* INPUT *
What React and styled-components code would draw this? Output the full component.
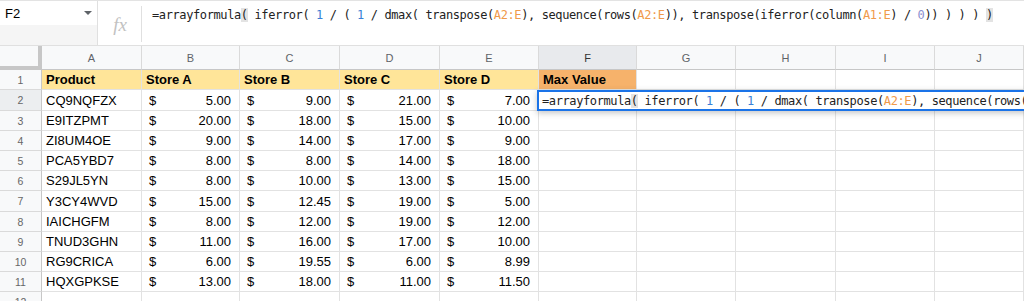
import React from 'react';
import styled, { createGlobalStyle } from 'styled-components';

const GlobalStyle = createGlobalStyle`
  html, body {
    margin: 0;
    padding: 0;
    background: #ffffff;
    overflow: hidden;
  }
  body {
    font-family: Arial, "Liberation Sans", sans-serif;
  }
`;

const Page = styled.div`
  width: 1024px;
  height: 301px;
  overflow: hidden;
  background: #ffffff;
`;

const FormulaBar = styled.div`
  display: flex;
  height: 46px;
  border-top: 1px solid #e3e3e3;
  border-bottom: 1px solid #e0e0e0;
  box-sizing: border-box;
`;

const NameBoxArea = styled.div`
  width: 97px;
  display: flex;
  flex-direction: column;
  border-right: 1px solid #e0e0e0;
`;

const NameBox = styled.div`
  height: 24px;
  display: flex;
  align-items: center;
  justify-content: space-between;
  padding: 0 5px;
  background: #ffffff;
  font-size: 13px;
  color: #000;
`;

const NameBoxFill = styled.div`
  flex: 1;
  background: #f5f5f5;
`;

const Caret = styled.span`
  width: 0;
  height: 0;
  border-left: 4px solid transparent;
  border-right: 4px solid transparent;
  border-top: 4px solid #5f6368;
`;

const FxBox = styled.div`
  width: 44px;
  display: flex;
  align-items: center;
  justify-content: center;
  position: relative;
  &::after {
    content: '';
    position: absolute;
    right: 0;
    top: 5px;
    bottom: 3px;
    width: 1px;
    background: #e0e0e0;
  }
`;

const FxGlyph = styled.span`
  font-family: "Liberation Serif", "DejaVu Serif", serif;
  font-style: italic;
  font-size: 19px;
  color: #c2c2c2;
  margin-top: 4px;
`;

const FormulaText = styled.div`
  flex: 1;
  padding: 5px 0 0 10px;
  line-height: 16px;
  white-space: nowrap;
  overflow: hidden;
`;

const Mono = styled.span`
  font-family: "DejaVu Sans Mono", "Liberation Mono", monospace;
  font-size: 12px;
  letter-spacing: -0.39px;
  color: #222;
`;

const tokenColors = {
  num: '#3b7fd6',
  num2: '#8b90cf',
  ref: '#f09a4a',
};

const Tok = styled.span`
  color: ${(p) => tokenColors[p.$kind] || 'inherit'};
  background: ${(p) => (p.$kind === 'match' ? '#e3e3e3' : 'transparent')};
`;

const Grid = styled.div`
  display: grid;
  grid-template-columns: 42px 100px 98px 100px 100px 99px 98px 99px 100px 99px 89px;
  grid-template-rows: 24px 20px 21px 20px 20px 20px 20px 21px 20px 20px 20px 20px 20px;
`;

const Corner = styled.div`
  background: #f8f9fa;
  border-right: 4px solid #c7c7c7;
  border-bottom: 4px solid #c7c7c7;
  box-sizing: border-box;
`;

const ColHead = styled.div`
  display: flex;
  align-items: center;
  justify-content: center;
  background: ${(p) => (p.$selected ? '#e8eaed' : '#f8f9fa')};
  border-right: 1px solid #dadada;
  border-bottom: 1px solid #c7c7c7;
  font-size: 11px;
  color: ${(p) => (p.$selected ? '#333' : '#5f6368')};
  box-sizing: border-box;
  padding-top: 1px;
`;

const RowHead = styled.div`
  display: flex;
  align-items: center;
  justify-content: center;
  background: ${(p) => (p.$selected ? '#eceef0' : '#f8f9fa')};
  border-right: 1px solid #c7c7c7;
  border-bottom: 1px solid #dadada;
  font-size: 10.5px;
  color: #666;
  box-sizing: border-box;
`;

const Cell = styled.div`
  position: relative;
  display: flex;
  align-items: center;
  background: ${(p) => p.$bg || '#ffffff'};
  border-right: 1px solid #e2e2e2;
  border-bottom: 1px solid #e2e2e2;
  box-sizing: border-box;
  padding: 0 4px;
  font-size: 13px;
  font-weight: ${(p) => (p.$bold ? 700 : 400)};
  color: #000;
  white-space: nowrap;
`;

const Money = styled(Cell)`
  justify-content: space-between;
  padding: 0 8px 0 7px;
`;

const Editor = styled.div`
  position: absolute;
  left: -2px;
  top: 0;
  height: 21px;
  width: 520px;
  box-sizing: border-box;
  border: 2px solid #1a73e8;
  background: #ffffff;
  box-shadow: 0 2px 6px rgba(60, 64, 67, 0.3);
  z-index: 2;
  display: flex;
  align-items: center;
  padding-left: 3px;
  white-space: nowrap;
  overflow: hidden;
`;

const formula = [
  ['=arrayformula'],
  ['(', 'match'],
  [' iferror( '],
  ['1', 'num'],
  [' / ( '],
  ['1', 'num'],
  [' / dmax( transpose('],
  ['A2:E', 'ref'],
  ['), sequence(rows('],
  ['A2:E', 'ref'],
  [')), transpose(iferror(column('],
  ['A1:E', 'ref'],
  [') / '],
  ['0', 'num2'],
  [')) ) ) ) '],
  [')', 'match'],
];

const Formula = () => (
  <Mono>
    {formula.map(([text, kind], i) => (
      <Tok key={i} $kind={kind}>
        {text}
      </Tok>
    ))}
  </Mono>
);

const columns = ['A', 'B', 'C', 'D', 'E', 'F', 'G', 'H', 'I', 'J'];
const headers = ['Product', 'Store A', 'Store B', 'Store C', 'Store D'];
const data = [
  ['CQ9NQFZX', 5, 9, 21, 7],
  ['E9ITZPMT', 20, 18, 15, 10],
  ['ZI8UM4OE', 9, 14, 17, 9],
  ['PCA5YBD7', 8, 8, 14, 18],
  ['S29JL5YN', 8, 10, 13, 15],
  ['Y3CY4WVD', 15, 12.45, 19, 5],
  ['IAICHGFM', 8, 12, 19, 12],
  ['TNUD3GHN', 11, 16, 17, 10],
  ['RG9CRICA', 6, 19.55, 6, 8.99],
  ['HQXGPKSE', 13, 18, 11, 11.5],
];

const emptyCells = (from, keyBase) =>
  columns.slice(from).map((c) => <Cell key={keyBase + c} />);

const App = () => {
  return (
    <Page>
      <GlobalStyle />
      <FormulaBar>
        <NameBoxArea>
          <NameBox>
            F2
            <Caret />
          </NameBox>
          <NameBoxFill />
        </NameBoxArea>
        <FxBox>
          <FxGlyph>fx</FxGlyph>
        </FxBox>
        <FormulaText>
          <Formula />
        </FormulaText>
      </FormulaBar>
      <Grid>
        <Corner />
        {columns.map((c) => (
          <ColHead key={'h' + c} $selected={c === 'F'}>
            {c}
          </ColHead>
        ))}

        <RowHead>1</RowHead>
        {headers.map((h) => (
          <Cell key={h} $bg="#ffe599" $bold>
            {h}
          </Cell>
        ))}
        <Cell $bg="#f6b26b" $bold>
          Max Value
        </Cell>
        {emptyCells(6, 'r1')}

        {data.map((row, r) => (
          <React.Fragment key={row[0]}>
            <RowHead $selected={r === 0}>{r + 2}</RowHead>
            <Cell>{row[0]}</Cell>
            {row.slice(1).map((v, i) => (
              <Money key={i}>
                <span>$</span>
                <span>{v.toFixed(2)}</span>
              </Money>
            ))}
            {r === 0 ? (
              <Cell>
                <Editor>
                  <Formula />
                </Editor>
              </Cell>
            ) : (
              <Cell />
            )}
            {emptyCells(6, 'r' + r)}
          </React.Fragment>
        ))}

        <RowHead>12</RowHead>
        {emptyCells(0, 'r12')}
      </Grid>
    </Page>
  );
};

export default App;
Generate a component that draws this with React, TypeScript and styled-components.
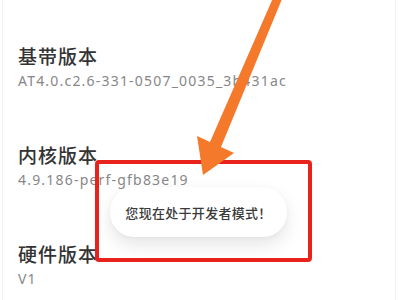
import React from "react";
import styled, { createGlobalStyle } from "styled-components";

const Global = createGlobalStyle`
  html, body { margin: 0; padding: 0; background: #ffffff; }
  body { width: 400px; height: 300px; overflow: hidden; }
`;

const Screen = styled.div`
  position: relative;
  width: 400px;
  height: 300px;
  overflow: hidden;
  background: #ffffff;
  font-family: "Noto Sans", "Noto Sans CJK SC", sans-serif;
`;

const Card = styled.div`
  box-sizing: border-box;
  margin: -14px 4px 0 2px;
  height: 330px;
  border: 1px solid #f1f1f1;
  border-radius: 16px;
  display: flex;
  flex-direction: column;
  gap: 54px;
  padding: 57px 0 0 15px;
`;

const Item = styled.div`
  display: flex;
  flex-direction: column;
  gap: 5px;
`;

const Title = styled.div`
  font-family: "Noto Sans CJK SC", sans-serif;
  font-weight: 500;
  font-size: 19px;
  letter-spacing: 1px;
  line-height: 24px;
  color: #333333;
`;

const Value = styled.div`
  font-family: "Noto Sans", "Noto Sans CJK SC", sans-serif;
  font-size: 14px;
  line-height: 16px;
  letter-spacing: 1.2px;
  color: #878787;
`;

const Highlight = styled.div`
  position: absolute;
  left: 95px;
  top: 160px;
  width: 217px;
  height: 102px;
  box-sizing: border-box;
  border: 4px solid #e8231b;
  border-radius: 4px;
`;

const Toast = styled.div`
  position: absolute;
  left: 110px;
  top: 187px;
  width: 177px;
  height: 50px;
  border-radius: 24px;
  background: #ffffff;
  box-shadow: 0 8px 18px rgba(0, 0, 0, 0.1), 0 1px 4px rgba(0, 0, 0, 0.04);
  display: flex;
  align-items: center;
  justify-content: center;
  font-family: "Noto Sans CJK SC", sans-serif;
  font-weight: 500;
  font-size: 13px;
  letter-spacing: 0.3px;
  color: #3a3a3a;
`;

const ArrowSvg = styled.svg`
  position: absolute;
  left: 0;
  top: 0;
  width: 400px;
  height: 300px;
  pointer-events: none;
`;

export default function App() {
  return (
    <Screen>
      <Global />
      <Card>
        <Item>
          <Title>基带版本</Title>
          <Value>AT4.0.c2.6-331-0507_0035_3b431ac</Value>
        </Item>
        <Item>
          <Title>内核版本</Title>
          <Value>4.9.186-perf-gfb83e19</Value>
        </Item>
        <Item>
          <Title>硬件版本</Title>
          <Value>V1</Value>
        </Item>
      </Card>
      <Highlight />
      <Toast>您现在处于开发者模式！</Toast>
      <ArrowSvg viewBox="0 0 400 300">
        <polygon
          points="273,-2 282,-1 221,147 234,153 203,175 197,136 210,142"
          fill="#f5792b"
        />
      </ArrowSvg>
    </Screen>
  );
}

* EXERCISE PROMPT *
Find every line of the data that holds the string "React", then say how many there are and nothing else.

* THE REPLY *
6